**Entries shown:**
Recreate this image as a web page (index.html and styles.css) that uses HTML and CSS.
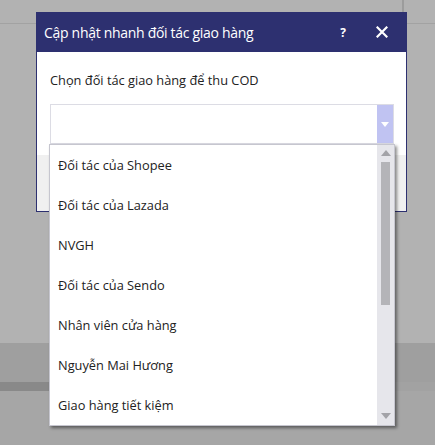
FILE: index.html
```html
<!DOCTYPE html>
<html lang="vi">
<head>
<meta charset="utf-8">
<link rel="stylesheet" href="styles.css">
</head>
<body>
<div class="page">
  <div class="topbar"><div class="topdiv"></div></div>
  <div class="spacer"></div>
  <div class="band"></div>
  <div class="bar"><div class="bar-left"></div><div class="bar-right"></div></div>
  <div class="rest"></div>

  <div class="dialog">
    <div class="dlg-head">
      <span class="dlg-title">Cập nhật nhanh đối tác giao hàng</span>
      <span class="dlg-help">?</span>
      <svg class="dlg-close" width="12" height="12" viewBox="0 0 12 12"><path d="M1.5 1.5L10.5 10.5M10.5 1.5L1.5 10.5" stroke="#fff" stroke-width="2.2" stroke-linecap="square"/></svg>
    </div>
    <div class="dlg-body">
      <div class="label">Chọn đối tác giao hàng để thu COD</div>
      <div class="select">
        <div class="select-val"></div>
        <div class="select-btn"><svg width="8" height="5" viewBox="0 0 8 5"><path d="M0 0H8L4 5Z" fill="#fff"/></svg></div>
      </div>
    </div>
    <div class="dlg-foot"></div>
  </div>

  <div class="dropdown">
    <ul class="list">
      <li>Đối tác của Shopee</li>
      <li>Đối tác của Lazada</li>
      <li>NVGH</li>
      <li>Đối tác của Sendo</li>
      <li>Nhân viên cửa hàng</li>
      <li>Nguyễn Mai Hương</li>
      <li>Giao hàng tiết kiệm</li>
    </ul>
    <div class="scroll">
      <svg class="arr" width="10" height="6" viewBox="0 0 10 6"><path d="M0 6H10L5 0Z" fill="#a3a3a8"/></svg>
      <div class="track"><div class="thumb"></div></div>
      <svg class="arr" width="10" height="6" viewBox="0 0 10 6"><path d="M0 0H10L5 6Z" fill="#a3a3a8"/></svg>
    </div>
  </div>
</div>
</body>
</html>
```
FILE: styles.css
```css
html, body {
  margin: 0;
  padding: 0;
}
body {
  width: 435px;
  height: 445px;
  overflow: hidden;
  background: #b2b2b2;
  font-family: "Open Sans", "Noto Sans", sans-serif;
}
.page {
  position: relative;
  width: 435px;
  height: 445px;
}
.topbar {
  height: 23px;
  border-bottom: 1px solid #a2a2a2;
  position: relative;
}
.topdiv {
  position: absolute;
  left: 402px;
  top: 0;
  width: 2px;
  height: 12px;
  background: #9c9c9c;
}
.spacer { height: 319px; }
.band { height: 39px; background: #9f9f9f; }
.bar { height: 9px; display: flex; }
.bar-left { width: 60px; background: #898989; }
.bar-right { flex: 1; background: #a2a2a2; }
.rest { height: 54px; background: #a6a6a6; }

.dialog {
  position: absolute;
  left: 36px;
  top: 12px;
  width: 371px;
  display: flex;
  flex-direction: column;
}
.dlg-head {
  height: 40px;
  background: #2d3070;
  display: flex;
  align-items: center;
  padding: 0 19px 0 8px;
  color: #fff;
}
.dlg-title {
  font-size: 14px;
  flex: 1;
  letter-spacing: -0.3px;
}
.dlg-help {
  font-size: 12px;
  font-weight: bold;
  margin-right: 30px;
}
.dlg-body {
  background: #fff;
  border-left: 1px solid #2d3070;
  border-right: 1px solid #2d3070;
  padding: 18px 12px 11px 13px;
}
.label {
  font-size: 12.8px;
  color: #222;
  line-height: 20px;
}
.select {
  margin-top: 14px;
  height: 38px;
  border: 1px solid #dcdce4;
  display: flex;
}
.select-val { flex: 1; }
.select-btn {
  width: 16px;
  background: #c0c3f2;
  display: flex;
  align-items: center;
  justify-content: center;
}
.dlg-foot {
  height: 56px;
  background: #f0f0f0;
  border: 1px solid #2d3070;
  border-top: none;
}

.dropdown {
  position: absolute;
  left: 49px;
  top: 144px;
  width: 344px;
  height: 280px;
  border: 1px solid #c6c6cf;
  background: #fff;
  box-shadow: 2px 2px 3px rgba(0,0,0,0.45);
  display: flex;
}
.list {
  list-style: none;
  margin: 0;
  padding: 0;
  flex: 1;
}
.list li {
  height: 40px;
  line-height: 40px;
  padding-left: 8px;
  font-size: 12.8px;
  color: #222;
}
.scroll {
  width: 17px;
  background: #e6e6eb;
  display: flex;
  flex-direction: column;
  align-items: center;
  padding: 5px 0 6px;
  box-sizing: border-box;
}
.arr { flex: none; }
.track {
  flex: 1;
  width: 100%;
  padding: 6px 0 0;
  box-sizing: border-box;
}
.thumb {
  width: 9px;
  margin: 0 auto;
  height: 143px;
  background: #b4b4b8;
}
```
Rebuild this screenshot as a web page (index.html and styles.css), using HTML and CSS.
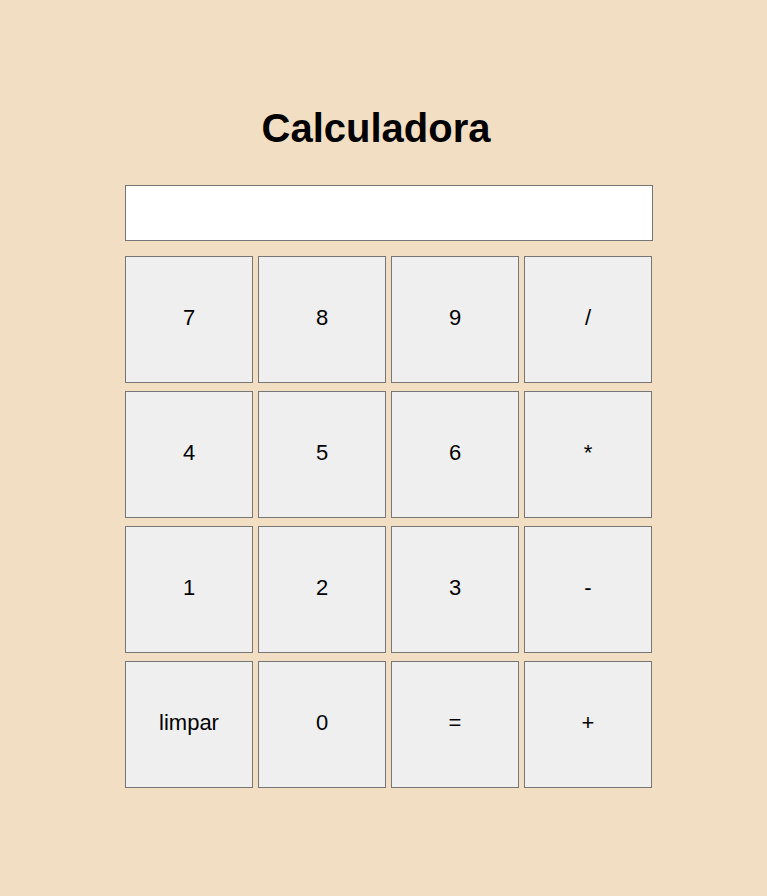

**Exercise:** Copy the records exactly. Skip the pictures.

**Answer to this task:**
Recreate this image as a web page (index.html and styles.css) that uses HTML and CSS.
FILE: index.html
```html
<!DOCTYPE html>
<html lang="vi">
<head>
<meta charset="utf-8">
<link rel="stylesheet" href="styles.css">
</head>
<body>
<div class="page">
  <div class="topbar"><div class="topdiv"></div></div>
  <div class="spacer"></div>
  <div class="band"></div>
  <div class="bar"><div class="bar-left"></div><div class="bar-right"></div></div>
  <div class="rest"></div>

  <div class="dialog">
    <div class="dlg-head">
      <span class="dlg-title">Cập nhật nhanh đối tác giao hàng</span>
      <span class="dlg-help">?</span>
      <svg class="dlg-close" width="12" height="12" viewBox="0 0 12 12"><path d="M1.5 1.5L10.5 10.5M10.5 1.5L1.5 10.5" stroke="#fff" stroke-width="2.2" stroke-linecap="square"/></svg>
    </div>
    <div class="dlg-body">
      <div class="label">Chọn đối tác giao hàng để thu COD</div>
      <div class="select">
        <div class="select-val"></div>
        <div class="select-btn"><svg width="8" height="5" viewBox="0 0 8 5"><path d="M0 0H8L4 5Z" fill="#fff"/></svg></div>
      </div>
    </div>
    <div class="dlg-foot"></div>
  </div>

  <div class="dropdown">
    <ul class="list">
      <li>Đối tác của Shopee</li>
      <li>Đối tác của Lazada</li>
      <li>NVGH</li>
      <li>Đối tác của Sendo</li>
      <li>Nhân viên cửa hàng</li>
      <li>Nguyễn Mai Hương</li>
      <li>Giao hàng tiết kiệm</li>
    </ul>
    <div class="scroll">
      <svg class="arr" width="10" height="6" viewBox="0 0 10 6"><path d="M0 6H10L5 0Z" fill="#a3a3a8"/></svg>
      <div class="track"><div class="thumb"></div></div>
      <svg class="arr" width="10" height="6" viewBox="0 0 10 6"><path d="M0 0H10L5 6Z" fill="#a3a3a8"/></svg>
    </div>
  </div>
</div>
</body>
</html>
```
FILE: styles.css
```css
html, body {
  margin: 0;
  padding: 0;
}
body {
  width: 435px;
  height: 445px;
  overflow: hidden;
  background: #b2b2b2;
  font-family: "Open Sans", "Noto Sans", sans-serif;
}
.page {
  position: relative;
  width: 435px;
  height: 445px;
}
.topbar {
  height: 23px;
  border-bottom: 1px solid #a2a2a2;
  position: relative;
}
.topdiv {
  position: absolute;
  left: 402px;
  top: 0;
  width: 2px;
  height: 12px;
  background: #9c9c9c;
}
.spacer { height: 319px; }
.band { height: 39px; background: #9f9f9f; }
.bar { height: 9px; display: flex; }
.bar-left { width: 60px; background: #898989; }
.bar-right { flex: 1; background: #a2a2a2; }
.rest { height: 54px; background: #a6a6a6; }

.dialog {
  position: absolute;
  left: 36px;
  top: 12px;
  width: 371px;
  display: flex;
  flex-direction: column;
}
.dlg-head {
  height: 40px;
  background: #2d3070;
  display: flex;
  align-items: center;
  padding: 0 19px 0 8px;
  color: #fff;
}
.dlg-title {
  font-size: 14px;
  flex: 1;
  letter-spacing: -0.3px;
}
.dlg-help {
  font-size: 12px;
  font-weight: bold;
  margin-right: 30px;
}
.dlg-body {
  background: #fff;
  border-left: 1px solid #2d3070;
  border-right: 1px solid #2d3070;
  padding: 18px 12px 11px 13px;
}
.label {
  font-size: 12.8px;
  color: #222;
  line-height: 20px;
}
.select {
  margin-top: 14px;
  height: 38px;
  border: 1px solid #dcdce4;
  display: flex;
}
.select-val { flex: 1; }
.select-btn {
  width: 16px;
  background: #c0c3f2;
  display: flex;
  align-items: center;
  justify-content: center;
}
.dlg-foot {
  height: 56px;
  background: #f0f0f0;
  border: 1px solid #2d3070;
  border-top: none;
}

.dropdown {
  position: absolute;
  left: 49px;
  top: 144px;
  width: 344px;
  height: 280px;
  border: 1px solid #c6c6cf;
  background: #fff;
  box-shadow: 2px 2px 3px rgba(0,0,0,0.45);
  display: flex;
}
.list {
  list-style: none;
  margin: 0;
  padding: 0;
  flex: 1;
}
.list li {
  height: 40px;
  line-height: 40px;
  padding-left: 8px;
  font-size: 12.8px;
  color: #222;
}
.scroll {
  width: 17px;
  background: #e6e6eb;
  display: flex;
  flex-direction: column;
  align-items: center;
  padding: 5px 0 6px;
  box-sizing: border-box;
}
.arr { flex: none; }
.track {
  flex: 1;
  width: 100%;
  padding: 6px 0 0;
  box-sizing: border-box;
}
.thumb {
  width: 9px;
  margin: 0 auto;
  height: 143px;
  background: #b4b4b8;
}
```
Rebuild this screenshot as a web page (index.html and styles.css), using HTML and CSS.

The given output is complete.